Weight random number towards range

Question

Let's say I'm getting random number in the range using:

random.randrange(100)

Let's say that if it gives a number less than or equal to 25, you win and if it gives a number greater than 25, I win. I would then have a 75% chance to win.

How can I weight the chances of the number being greater than 25 by some percentage, say 1%.

So basically I'm trying to tilt the odds of me winning by another 1%, without changing just saying, "you win at 24 or less."

Let me know if this is unclear.

Answer 1

If you want 1% of 25% you need to use a larger sample and use a value accordingly: 100000 and 249750.

Another solution is adding an if with a change of 1% winning if the player lost the first try.

if random.range(100) > 25
  return "You Win"
else
 if random.range(100) < 1
   return "You Win"
 else
  return "You Lose"

Answer 2

It seems you want "unfair" dice, so to speak.

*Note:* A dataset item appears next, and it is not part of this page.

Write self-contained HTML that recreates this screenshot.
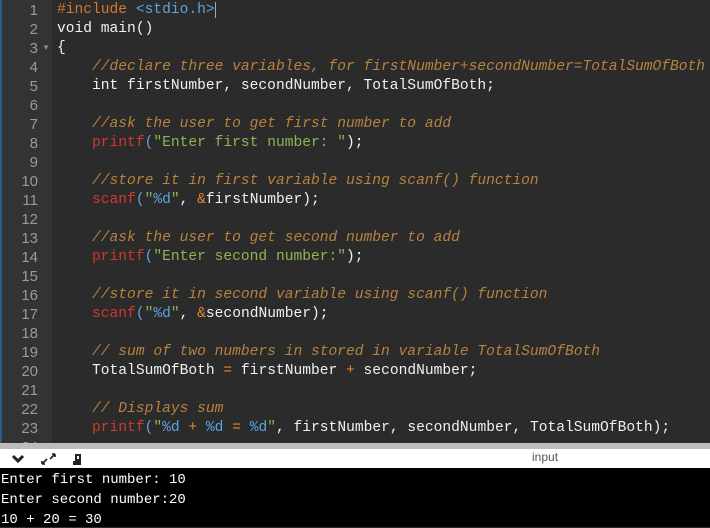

One way to get this, if you know the desired odds of winning, is to first decide whether you win or not. If you win, then choose a number among the winning numbers. If you lose, choose a number among the losing numbers.

For example:

import random

def die_roll():
    if random.random() < 0.26:
        return random.randrange(25)  # 0 to 24
    return random.randrange(25, 100)  # 25 to 99

Answer 3

Get a random number smaller than your range. Say you want 1-100 with mostly 60s.

Random 1-5

When 1, random 60-69

Otherwise, random 1-100

Will be 28% 60s, if my math is correct

--z

For your example, I believe you'd want to random 1-100, then on 1 random 26-100. That's not exactly a 1% increase, but you can fiddle with the math to get the percents you want.